After four years of being located in downtown Des Moines, Fisher decided the suburbs of Des Moines would be better suitable to grow the business to the next level. In 2001 Renaissance opened the doors to its newly relocated shop just outside of Des Moines in Urbandale, Iowa. The current facility is 23,000 sq. ft. situated on 4.25 acres of land. The move placed Renaissance closer to its product’s actual consumers, thus increasing the shop’s retail traffic.
“The original facility consisted of 8,000 sq. ft. and we were using every bit of that,” said Pat. “The move created an opportunity to expand the physical plant.
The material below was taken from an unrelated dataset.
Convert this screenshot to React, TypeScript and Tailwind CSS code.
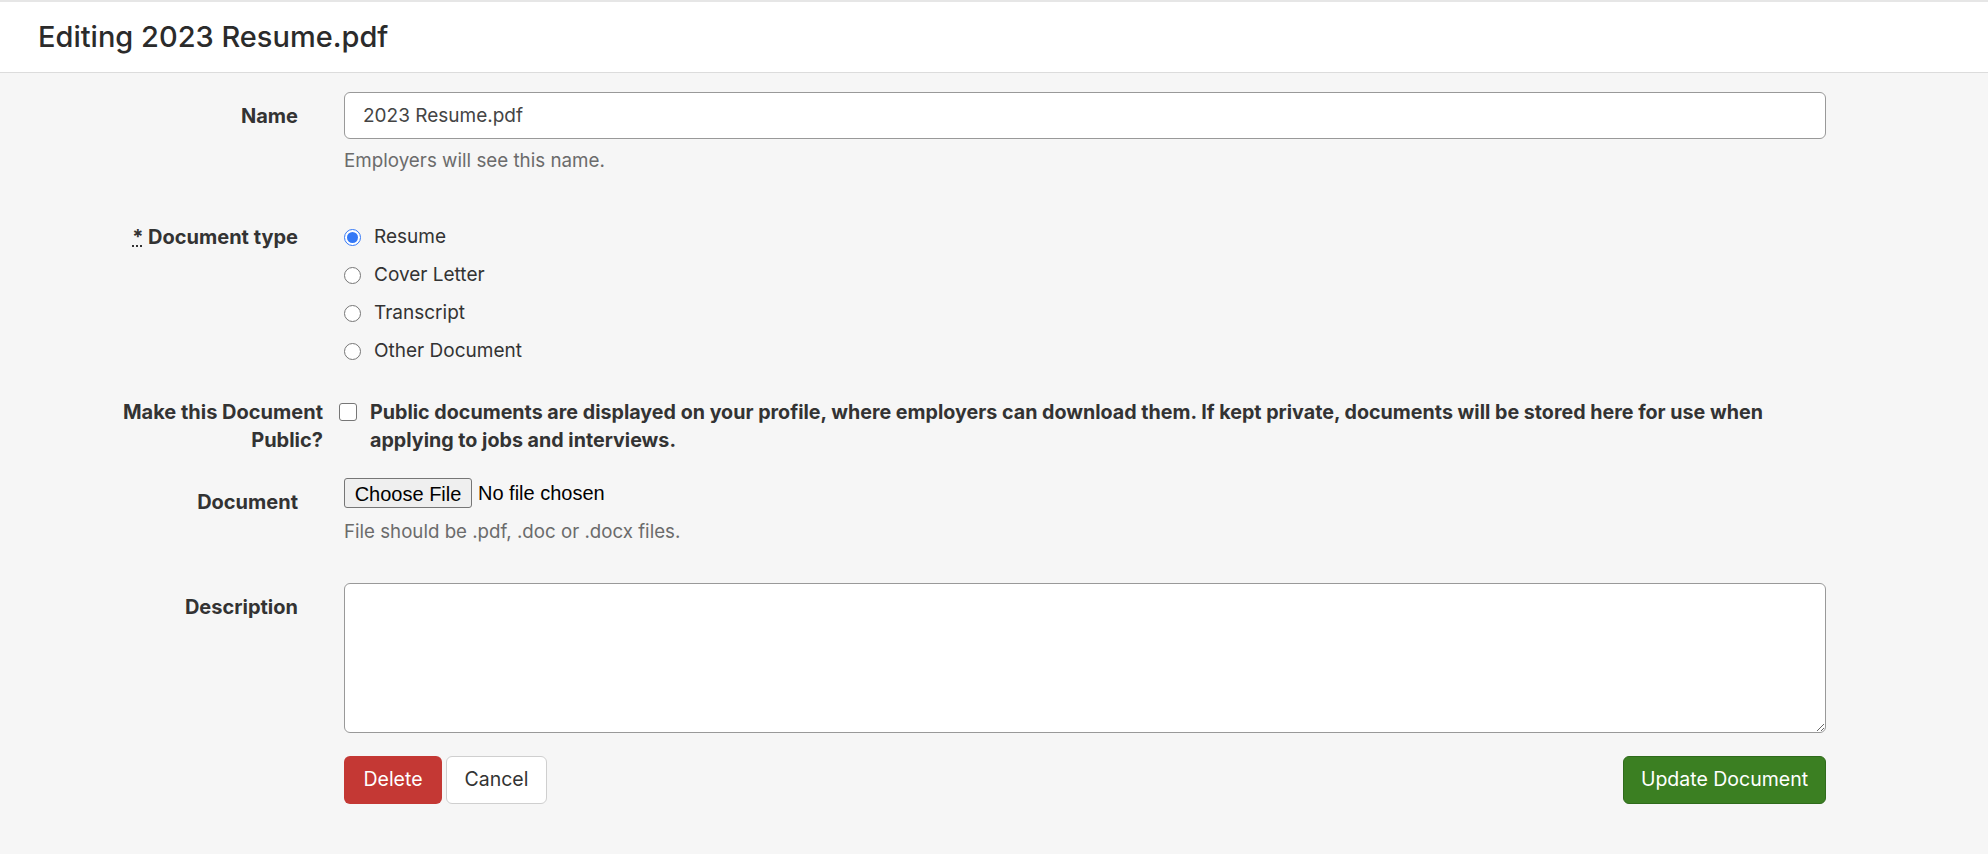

We built the building on 4.25 acres, which gave us room for increased growth, and the rest is history.”
I THINK I CAN, I KNOW I CAN
The company has not only increased its physical presence since opening its doors in 1997, the family-owned business has also grown from three employees to more than 50 today, and the range of available products also continues to grow for Renaissance.
“I think at the time there was just an overall Renaissance in the granite industry,” said Pat in describing the shop’s original growth spurt. “Everybody getting into business at that time was experiencing significant growth.”
As business was growing, the shop tried to stay a step ahead of the rest in adding and upgrading the newest technologies with the idea of making the shop as efficient as possible. The shop also diversified its business dealings, working with consumers directly, builders, other fabrication facilities and eventually landing a number of national accounts.
“When the housing market slumped, we were still big in remodel work; we had commercial work and we had some national accounts,” said Pat about the recent events in the housing market, and the general slowdown in the industry. “We haven’t seen a noticeable drop-off in what we do even though the new housing starts are down in our area.”
In continuing to push forward, a personal philosophy of the business, Renaissance Marble and Granite currently offers granite, marble, engineered stone, onyx, travertine, limestone, slate and soapstone, and plans to add solid surface to its extensive list of choices this year.
“I think most business owners understand that you constantly have to move forward, and the minute you start to stand still is the day you start to go backward,” said Pat about adding solid surface to the shop’s lineup. “As we do more and more commercial work, we’re just trying to give the owners and general contractors more convenience and comfort by offering other products. It’s not a big stretch from what we presently do. All the way from the estimating through the fabrication process — it ties in, so it’s not like we’re reinventing something.”
THE AGE OF TECHNOLOGY
Staying on top of technology has given Renaissance a reputation for being the place to go to in Des Moines when you want countertops. Part of that comes from being able to turn around a project, from template to install, in as little as three days.
“Our real opportunity came when we started to embrace technology,” said Pat. “Technology in the form of CNC machines and waterjet cutting is all built around AutoCAD, and since adding those technologies, we’ve been moving in the direction of uniting the various systems under an AutoCAD umbrella.”
Fisher views technology as one of the leading reasons for Renaissance’s success in the market. “We were employing technologies that, at the time, were leading,” he said. “We were purchasing equipment to fabricate granite when most of our competition were still doing things by hand. As we were making moves, our competition was attempting to make the same kinds of moves — we had just done it at a faster rate and with a lot more commitment.”
From the beginning the shop had purchased straight-line edge polishers. When the shop and production outgrew those first polishers, the jump was made to sawing systems and line polishers. After that, CNC equipment was added to the mix and began the shop’s move to a more automated process. Since the addition of CNC equipment, sawing systems and waterjet technology have become integral in the shop’s automated fabrication processes. Most recently, the shop has begun to utilize laser templating, which reduces the jobs into just one necessary file to work with.
The shop efficiencies now? According to Fisher, “it’s huge.”